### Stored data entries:
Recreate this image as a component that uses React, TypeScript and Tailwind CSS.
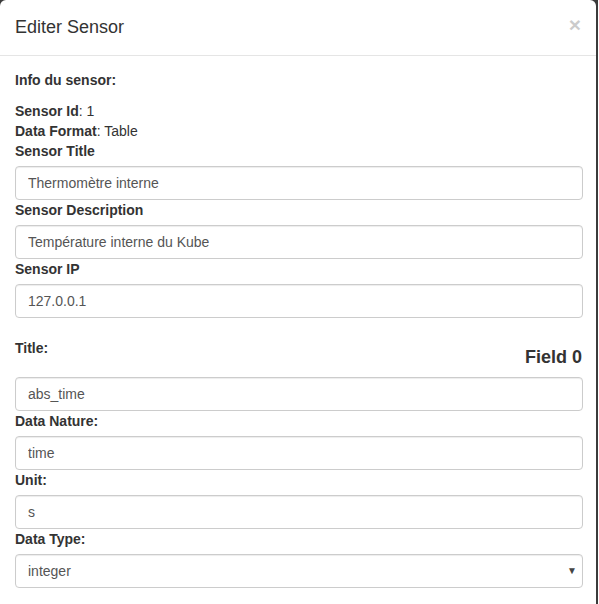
import React from "react";

const inputClass =
  "block h-[34px] w-full rounded-[4px] border border-[#ccc] bg-white px-3 py-[6px] text-[14px] leading-[20px] text-[#555] shadow-[inset_0_1px_1px_rgba(0,0,0,0.075)] outline-none";

const Field: React.FC<{ label: string; value: string }> = ({ label, value }) => (
  <div>
    <label className="mb-[5px] block font-bold leading-[20px]">{label}</label>
    <input className={inputClass} defaultValue={value} />
  </div>
);

const App: React.FC = () => {
  return (
    <div className="min-h-screen w-[599px] bg-white">
      <div className="flex min-h-screen w-[598px] bg-[#3b3b3b]">
        <div className="w-[596px] rounded-t-[6px] bg-white font-['Liberation_Sans',Arial,sans-serif] text-[14px] leading-[20px] text-[#333]">
          {/* header */}
          <div className="flex h-[56px] items-center justify-between border-b border-[#e5e5e5] pb-[2px] pl-[15px] pr-[15px]">
            <h4 className="text-[18px] leading-[20px] font-normal">Editer Sensor</h4>
            <button className="mb-[5px] text-[21px] leading-none font-bold text-black opacity-20">
              ×
            </button>
          </div>

          {/* body */}
          <div className="pl-[15px] pr-[13px] pt-[14px]">
            <p className="mb-[11px] font-bold">Info du sensor:</p>
            <div>
              <b>Sensor Id</b>: 1
            </div>
            <div>
              <b>Data Format</b>: Table
            </div>
            <Field label="Sensor Title" value="Thermomètre interne" />
            <Field label="Sensor Description" value="Température interne du Kube" />
            <Field label="Sensor IP" value="127.0.0.1" />

            <div className="mt-[20px] flex items-start justify-between">
              <label className="block font-bold leading-[20px]">Title:</label>
              <h4 className="mt-[9px] mr-px text-[18px] leading-[20px] font-bold">Field 0</h4>
            </div>
            <input className={`${inputClass} mt-[10px]`} defaultValue="abs_time" />
            <Field label="Data Nature:" value="time" />
            <Field label="Unit:" value="s" />
            <div>
              <label className="mb-[5px] block font-bold leading-[20px]">Data Type:</label>
              <div className="relative">
                <select className={`${inputClass} appearance-none`} defaultValue="integer">
                  <option value="integer">integer</option>
                  <option value="float">float</option>
                  <option value="string">string</option>
                </select>
                <span className="pointer-events-none absolute top-[9px] right-[6px] text-[10px] leading-[16px] text-[#444]">
                  ▼
                </span>
              </div>
            </div>
          </div>
        </div>
      </div>
    </div>
  );
};

export default App;
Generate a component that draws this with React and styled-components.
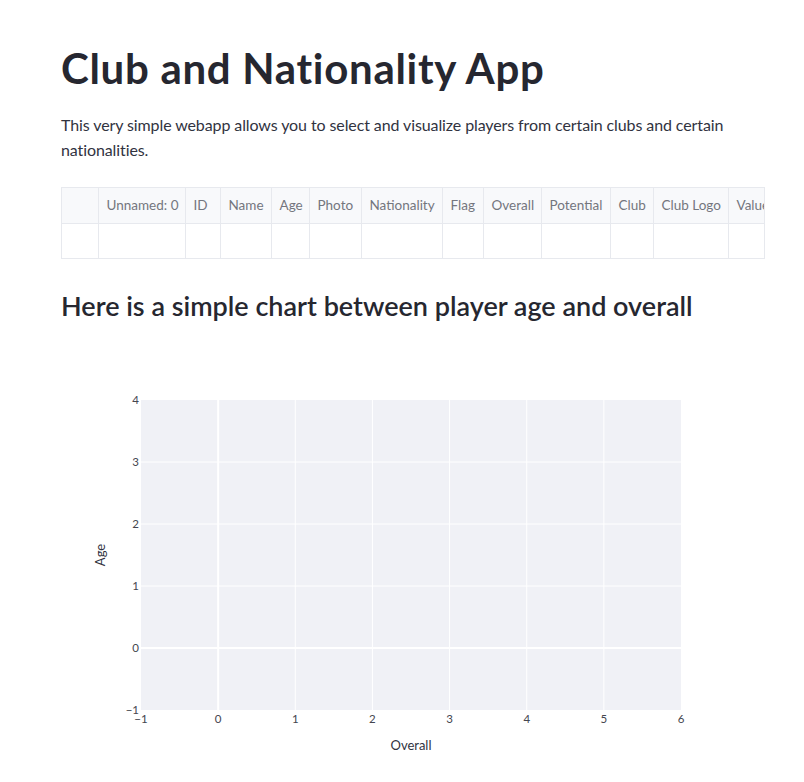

### To be done:
Transcribe the material exactly, keeping every word and none of the pictures.

### Written reply:
Recreate this image as a component that uses React, TypeScript and Tailwind CSS.
import React from "react";

const inputClass =
  "block h-[34px] w-full rounded-[4px] border border-[#ccc] bg-white px-3 py-[6px] text-[14px] leading-[20px] text-[#555] shadow-[inset_0_1px_1px_rgba(0,0,0,0.075)] outline-none";

const Field: React.FC<{ label: string; value: string }> = ({ label, value }) => (
  <div>
    <label className="mb-[5px] block font-bold leading-[20px]">{label}</label>
    <input className={inputClass} defaultValue={value} />
  </div>
);

const App: React.FC = () => {
  return (
    <div className="min-h-screen w-[599px] bg-white">
      <div className="flex min-h-screen w-[598px] bg-[#3b3b3b]">
        <div className="w-[596px] rounded-t-[6px] bg-white font-['Liberation_Sans',Arial,sans-serif] text-[14px] leading-[20px] text-[#333]">
          {/* header */}
          <div className="flex h-[56px] items-center justify-between border-b border-[#e5e5e5] pb-[2px] pl-[15px] pr-[15px]">
            <h4 className="text-[18px] leading-[20px] font-normal">Editer Sensor</h4>
            <button className="mb-[5px] text-[21px] leading-none font-bold text-black opacity-20">
              ×
            </button>
          </div>

          {/* body */}
          <div className="pl-[15px] pr-[13px] pt-[14px]">
            <p className="mb-[11px] font-bold">Info du sensor:</p>
            <div>
              <b>Sensor Id</b>: 1
            </div>
            <div>
              <b>Data Format</b>: Table
            </div>
            <Field label="Sensor Title" value="Thermomètre interne" />
            <Field label="Sensor Description" value="Température interne du Kube" />
            <Field label="Sensor IP" value="127.0.0.1" />

            <div className="mt-[20px] flex items-start justify-between">
              <label className="block font-bold leading-[20px]">Title:</label>
              <h4 className="mt-[9px] mr-px text-[18px] leading-[20px] font-bold">Field 0</h4>
            </div>
            <input className={`${inputClass} mt-[10px]`} defaultValue="abs_time" />
            <Field label="Data Nature:" value="time" />
            <Field label="Unit:" value="s" />
            <div>
              <label className="mb-[5px] block font-bold leading-[20px]">Data Type:</label>
              <div className="relative">
                <select className={`${inputClass} appearance-none`} defaultValue="integer">
                  <option value="integer">integer</option>
                  <option value="float">float</option>
                  <option value="string">string</option>
                </select>
                <span className="pointer-events-none absolute top-[9px] right-[6px] text-[10px] leading-[16px] text-[#444]">
                  ▼
                </span>
              </div>
            </div>
          </div>
        </div>
      </div>
    </div>
  );
};

export default App;
Generate a component that draws this with React and styled-components.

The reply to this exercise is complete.